If $\varphi = 45^{\circ}$, then $\sin^2 (\varphi + \frac{\pi}{4}) = 1$ and
\begin{align*}
\Delta E_{kin}
&= \frac{m^2 (u_{m}^2 - \sqrt{2} v_{m} \sin^2 (\theta + \frac{\pi}{4}))}{\sqrt{2} M \sin^2 (\varphi + \frac{\pi}{4})} && |\text{ We assume the sine in the numerator = 0}\\
&= \frac{m^2 u_{m}^2}{\sqrt{2} M}\\
&= \frac{\sqrt{2}m^2 u_{m}^2}{2M} && |\frac{m}{M} = A^{-1}\\
&= \frac{\sqrt{2}m u_{m}^2}{2A}\\
&= \frac{\sqrt{2}E_{kin}}{A}
\end{align*}

This is not exactly what I was hoping to get out of this little juggling session. The expression I'm looking for is $\frac{-4AE_{kin}}{(1+A)^{2}}$. Maybe this is because $\varphi$ being $45^\circ$ gets me the minimum of the function, not the maximum.

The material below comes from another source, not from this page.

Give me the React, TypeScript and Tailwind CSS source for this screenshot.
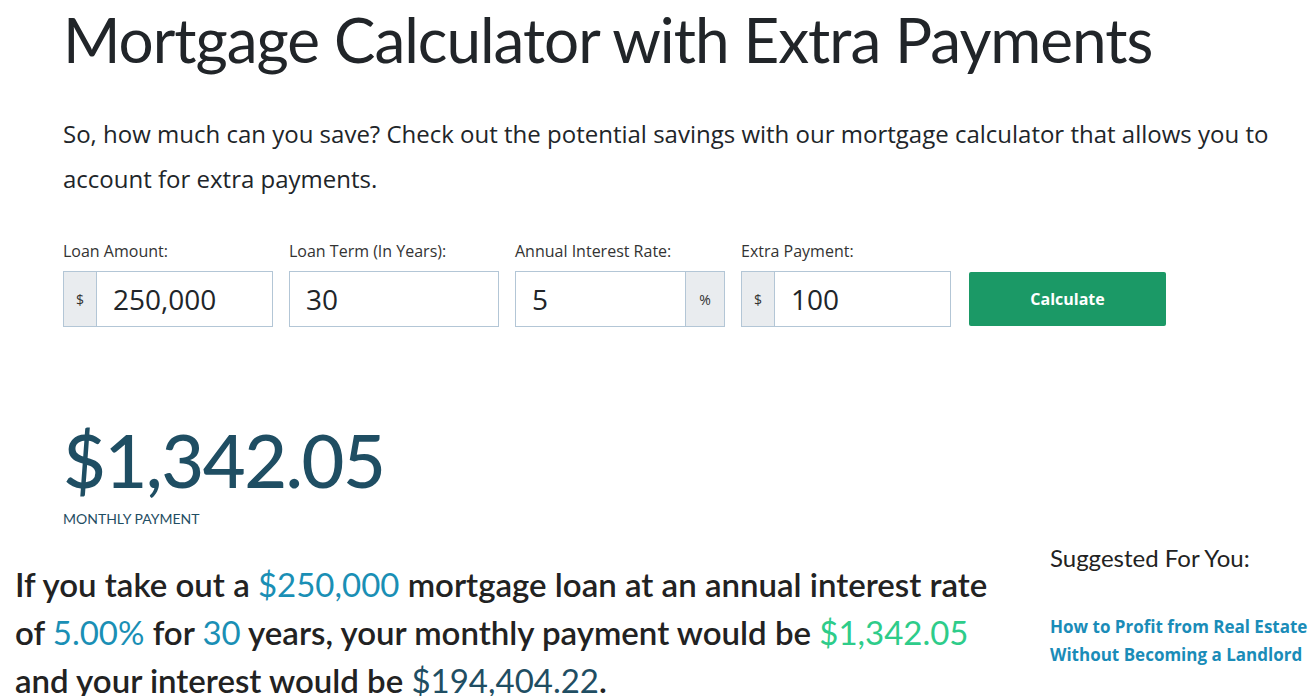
import React from "react";

const nunito = { fontFamily: "Lato, 'Noto Sans', sans-serif" };
const openSans = { fontFamily: "'Open Sans', 'Noto Sans', sans-serif" };

function Field({
  label,
  value,
  prefix,
  suffix,
}: {
  label: string;
  value: string;
  prefix?: string;
  suffix?: string;
}) {
  return (
    <div className="w-[210px] flex flex-col">
      <div className="text-[16px] leading-[22px] text-[#333] h-[22px]">{label}</div>
      <div className="mt-[9px] flex h-[56px] border border-[#b3c6d6]">
        {prefix && (
          <div className="w-[33px] flex items-center justify-center bg-[#e9ecef] border-r border-[#b3c6d6] text-[14px] text-[#333]">
            {prefix}
          </div>
        )}
        <div className="flex-1 flex items-center pl-[16px] text-[28px] text-[#212529]">{value}</div>
        {suffix && (
          <div className="w-[39px] flex items-center justify-center bg-[#e9ecef] border-l border-[#b3c6d6] text-[14px] text-[#333]">
            {suffix}
          </div>
        )}
      </div>
    </div>
  );
}

export default function App() {
  return (
    <div className="w-[1313px] h-[696px] overflow-hidden bg-white" style={openSans}>
      <div className="pl-[63px]">
        <h1 className="text-[62px] leading-[78px] tracking-[-1px] font-normal text-[#212529]" style={nunito}>
          Mortgage Calculator with Extra Payments
        </h1>
        <p className="mt-[33px] text-[24px] leading-[45px] text-[#212529] w-[1225px]">
          So, how much can you save? Check out the potential savings with our mortgage calculator that allows you to account for extra payments.
        </p>
        <div className="mt-[39px] flex gap-[16px] items-end">
          <Field label="Loan Amount:" prefix="$" value="250,000" />
          <Field label="Loan Term (In Years):" value="30" />
          <Field label="Annual Interest Rate:" suffix="%" value="5" />
          <Field label="Extra Payment:" prefix="$" value="100" />
          <button className="ml-[2px] mb-[1px] w-[197px] h-[54px] bg-[#1b9966] text-white text-[16px] font-bold rounded-[2px]">
            Calculate
          </button>
        </div>
        <div className="mt-[94px] text-[74px] leading-[77px] tracking-[-1.5px] text-[#1f4e63] font-medium" style={nunito}>
          $1,342.05
        </div>
        <div className="mt-[11px] text-[14px] leading-[20px] text-[#1f4e63] uppercase" style={nunito}>
          Monthly Payment
        </div>
      </div>
      <div className="pl-[15px] flex">
        <p className="mt-[31px] w-[1000px] shrink-0 text-[33px] leading-[48px] font-semibold text-[#222]" style={nunito}>
          If you take out a <span className="text-[#1a8fb5] font-normal">$250,000</span> mortgage loan at an annual interest rate of{" "}
          <span className="text-[#1a8fb5] font-normal">5.00%</span> for <span className="text-[#1a8fb5] font-normal">30</span> years, your monthly payment would be{" "}
          <span className="text-[#2ecc8a] font-normal">$1,342.05</span> and your interest would be{" "}
          <span className="text-[#1f4e63] font-normal">$194,404.22</span>.
        </p>
        <div className="ml-[35px] mt-[13px] w-[263px] shrink-0">
          <div className="text-[24px] leading-[32px] text-[#222]" style={nunito}>
            Suggested For You:
          </div>
          <a className="block mt-[39px] text-[17px] leading-[28px] font-bold text-[#1a8cb8]" style={openSans}>
            How to Profit from Real Estate Without Becoming a Landlord
          </a>
        </div>
      </div>
    </div>
  );
}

The sine in the denominator being equal to $1$ seems to indicate this.

 

[PeroK]

There's my problem.

Looking at momentum, you have $m \vec{v} + M \vec{V} = m \vec{u}$.

From this, can you see that $v$ is minimised when $\theta = 0$?

KE is minimised when $v$ is mininised.

 

[TheSodesa]

Looking at momentum, you have $m \vec{v} + M \vec{V} = m \vec{u}$.

From this, can you see that $v$ is minimised when $\theta = 0$?

KE is minimised when $v$ is mininised.

So the particle $m$ would have to run into the other one head on, so that it comes to a halt?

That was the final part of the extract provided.